Exercise task: All the data below goes into the copy word for word, but the pictures don't.

— Start Data block —

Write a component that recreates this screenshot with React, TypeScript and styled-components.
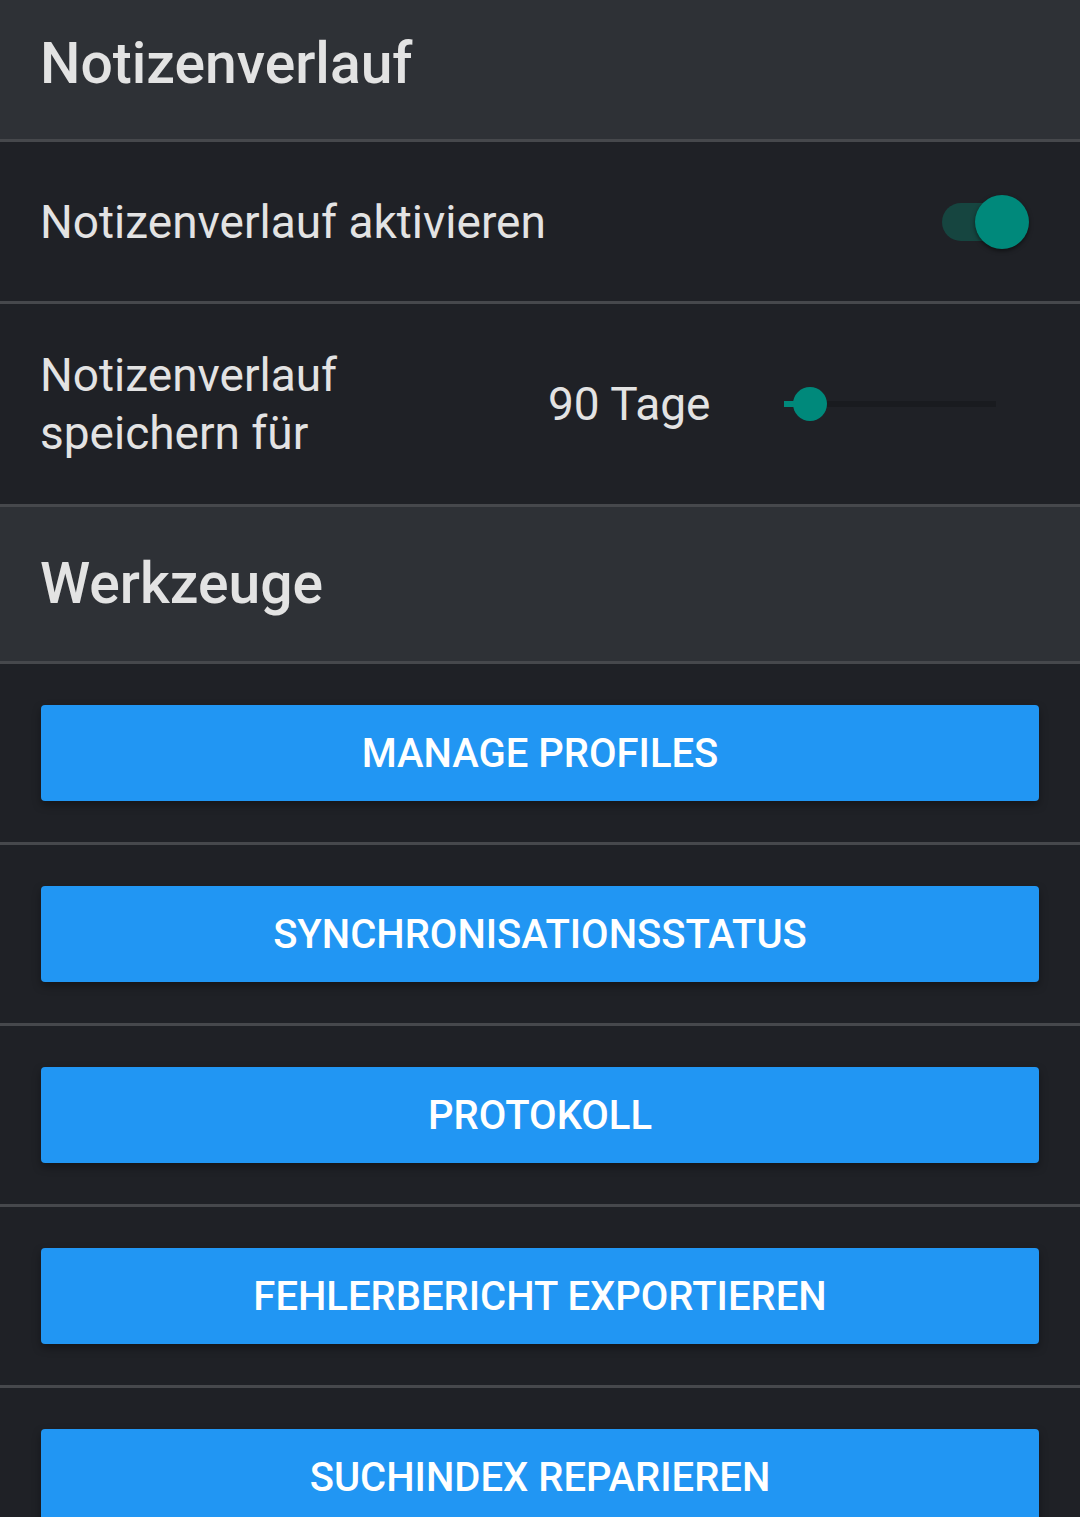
import React from "react";
import styled, { createGlobalStyle } from "styled-components";

const Global = createGlobalStyle`
  html, body { margin: 0; padding: 0; background: #1f2126; }
  body { font-family: Roboto, "Noto Sans", sans-serif; }
`;

const Page = styled.div`
  width: 1080px;
  min-height: 1517px;
  background: #1f2126;
  display: flex;
  flex-direction: column;
`;

const SectionHeader = styled.div<{ $h: number; $shift: number }>`
  height: ${(p) => p.$h}px;
  background: #2e3136;
  border-bottom: 3px solid #46484c;
  display: flex;
  align-items: center;
  padding: 0 40px ${(p) => p.$shift}px 40px;
  box-sizing: border-box;
  color: #e3e3e3;
  font-size: 57px;
  font-weight: 500;
`;

const Row = styled.div<{ $h: number }>`
  height: ${(p) => p.$h}px;
  border-bottom: 3px solid #46484c;
  display: flex;
  align-items: center;
  padding: 0 41px 0 40px;
  box-sizing: border-box;
  color: #e3e3e3;
  font-size: 46px;
`;

const Label = styled.div`
  flex: 1;
  line-height: 58px;
`;

const Value = styled.div`
  width: 236px;
  color: #e3e3e3;
  font-size: 46px;
`;

const Toggle = styled.div`
  position: relative;
  width: 87px;
  height: 54px;
  margin-right: 10px;
  display: flex;
  align-items: center;
`;

const Track = styled.div`
  width: 60px;
  height: 38px;
  border-radius: 19px;
  background: #164540;
`;

const Thumb = styled.div`
  position: absolute;
  right: 0;
  top: 0;
  width: 54px;
  height: 54px;
  border-radius: 50%;
  background: #00897b;
  box-shadow: 0 2px 4px rgba(0, 0, 0, 0.5);
`;

const Slider = styled.div`
  position: relative;
  width: 212px;
  height: 36px;
  margin-right: 43px;
  display: flex;
  align-items: center;
`;

const SliderRail = styled.div`
  width: 100%;
  height: 6px;
  background: #191b1f;
`;

const SliderFill = styled.div`
  position: absolute;
  left: 0;
  top: 15px;
  height: 6px;
  background: #00897b;
`;

const SliderThumb = styled.div`
  position: absolute;
  top: 1px;
  width: 34px;
  height: 34px;
  margin-left: -17px;
  border-radius: 50%;
  background: #00897b;
`;

const ButtonRow = styled.div<{ $last?: boolean }>`
  height: 181px;
  box-sizing: border-box;
  padding: 41px 41px 0 41px;
  border-bottom: ${(p) => (p.$last ? "none" : "3px solid #46484c")};
`;

const Button = styled.button`
  width: 100%;
  height: 96px;
  border: none;
  border-radius: 4px;
  background: #2196f3;
  color: #ffffff;
  font-family: Roboto, "Noto Sans", sans-serif;
  font-size: 40px;
  font-weight: 500;
  box-shadow: 0 4px 8px rgba(0, 0, 0, 0.35);
  text-transform: uppercase;
`;

const buttons = [
  "Manage profiles",
  "Synchronisationsstatus",
  "Protokoll",
  "Fehlerbericht exportieren",
  "Suchindex reparieren",
];

export default function App() {
  const sliderPos = 26;
  return (
    <Page>
      <Global />
      <SectionHeader $h={142} $shift={12}>
        Notizenverlauf
      </SectionHeader>
      <Row $h={162}>
        <Label>Notizenverlauf aktivieren</Label>
        <Toggle>
          <Track />
          <Thumb />
        </Toggle>
      </Row>
      <Row $h={203}>
        <Label>
          Notizenverlauf
          <br />
          speichern für
        </Label>
        <Value>90 Tage</Value>
        <Slider>
          <SliderRail />
          <SliderFill style={{ width: sliderPos }} />
          <SliderThumb style={{ left: sliderPos }} />
        </Slider>
      </Row>
      <SectionHeader $h={157} $shift={2}>
        Werkzeuge
      </SectionHeader>
      {buttons.map((b, i) => (
        <ButtonRow key={b} $last={i === buttons.length - 1}>
          <Button>{b}</Button>
        </ButtonRow>
      ))}
    </Page>
  );
}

— End Data block —

Complete output:
Write a component that recreates this screenshot with React, TypeScript and styled-components.
import React from "react";
import styled, { createGlobalStyle } from "styled-components";

const Global = createGlobalStyle`
  html, body { margin: 0; padding: 0; background: #1f2126; }
  body { font-family: Roboto, "Noto Sans", sans-serif; }
`;

const Page = styled.div`
  width: 1080px;
  min-height: 1517px;
  background: #1f2126;
  display: flex;
  flex-direction: column;
`;

const SectionHeader = styled.div<{ $h: number; $shift: number }>`
  height: ${(p) => p.$h}px;
  background: #2e3136;
  border-bottom: 3px solid #46484c;
  display: flex;
  align-items: center;
  padding: 0 40px ${(p) => p.$shift}px 40px;
  box-sizing: border-box;
  color: #e3e3e3;
  font-size: 57px;
  font-weight: 500;
`;

const Row = styled.div<{ $h: number }>`
  height: ${(p) => p.$h}px;
  border-bottom: 3px solid #46484c;
  display: flex;
  align-items: center;
  padding: 0 41px 0 40px;
  box-sizing: border-box;
  color: #e3e3e3;
  font-size: 46px;
`;

const Label = styled.div`
  flex: 1;
  line-height: 58px;
`;

const Value = styled.div`
  width: 236px;
  color: #e3e3e3;
  font-size: 46px;
`;

const Toggle = styled.div`
  position: relative;
  width: 87px;
  height: 54px;
  margin-right: 10px;
  display: flex;
  align-items: center;
`;

const Track = styled.div`
  width: 60px;
  height: 38px;
  border-radius: 19px;
  background: #164540;
`;

const Thumb = styled.div`
  position: absolute;
  right: 0;
  top: 0;
  width: 54px;
  height: 54px;
  border-radius: 50%;
  background: #00897b;
  box-shadow: 0 2px 4px rgba(0, 0, 0, 0.5);
`;

const Slider = styled.div`
  position: relative;
  width: 212px;
  height: 36px;
  margin-right: 43px;
  display: flex;
  align-items: center;
`;

const SliderRail = styled.div`
  width: 100%;
  height: 6px;
  background: #191b1f;
`;

const SliderFill = styled.div`
  position: absolute;
  left: 0;
  top: 15px;
  height: 6px;
  background: #00897b;
`;

const SliderThumb = styled.div`
  position: absolute;
  top: 1px;
  width: 34px;
  height: 34px;
  margin-left: -17px;
  border-radius: 50%;
  background: #00897b;
`;

const ButtonRow = styled.div<{ $last?: boolean }>`
  height: 181px;
  box-sizing: border-box;
  padding: 41px 41px 0 41px;
  border-bottom: ${(p) => (p.$last ? "none" : "3px solid #46484c")};
`;

const Button = styled.button`
  width: 100%;
  height: 96px;
  border: none;
  border-radius: 4px;
  background: #2196f3;
  color: #ffffff;
  font-family: Roboto, "Noto Sans", sans-serif;
  font-size: 40px;
  font-weight: 500;
  box-shadow: 0 4px 8px rgba(0, 0, 0, 0.35);
  text-transform: uppercase;
`;

const buttons = [
  "Manage profiles",
  "Synchronisationsstatus",
  "Protokoll",
  "Fehlerbericht exportieren",
  "Suchindex reparieren",
];

export default function App() {
  const sliderPos = 26;
  return (
    <Page>
      <Global />
      <SectionHeader $h={142} $shift={12}>
        Notizenverlauf
      </SectionHeader>
      <Row $h={162}>
        <Label>Notizenverlauf aktivieren</Label>
        <Toggle>
          <Track />
          <Thumb />
        </Toggle>
      </Row>
      <Row $h={203}>
        <Label>
          Notizenverlauf
          <br />
          speichern für
        </Label>
        <Value>90 Tage</Value>
        <Slider>
          <SliderRail />
          <SliderFill style={{ width: sliderPos }} />
          <SliderThumb style={{ left: sliderPos }} />
        </Slider>
      </Row>
      <SectionHeader $h={157} $shift={2}>
        Werkzeuge
      </SectionHeader>
      {buttons.map((b, i) => (
        <ButtonRow key={b} $last={i === buttons.length - 1}>
          <Button>{b}</Button>
        </ButtonRow>
      ))}
    </Page>
  );
}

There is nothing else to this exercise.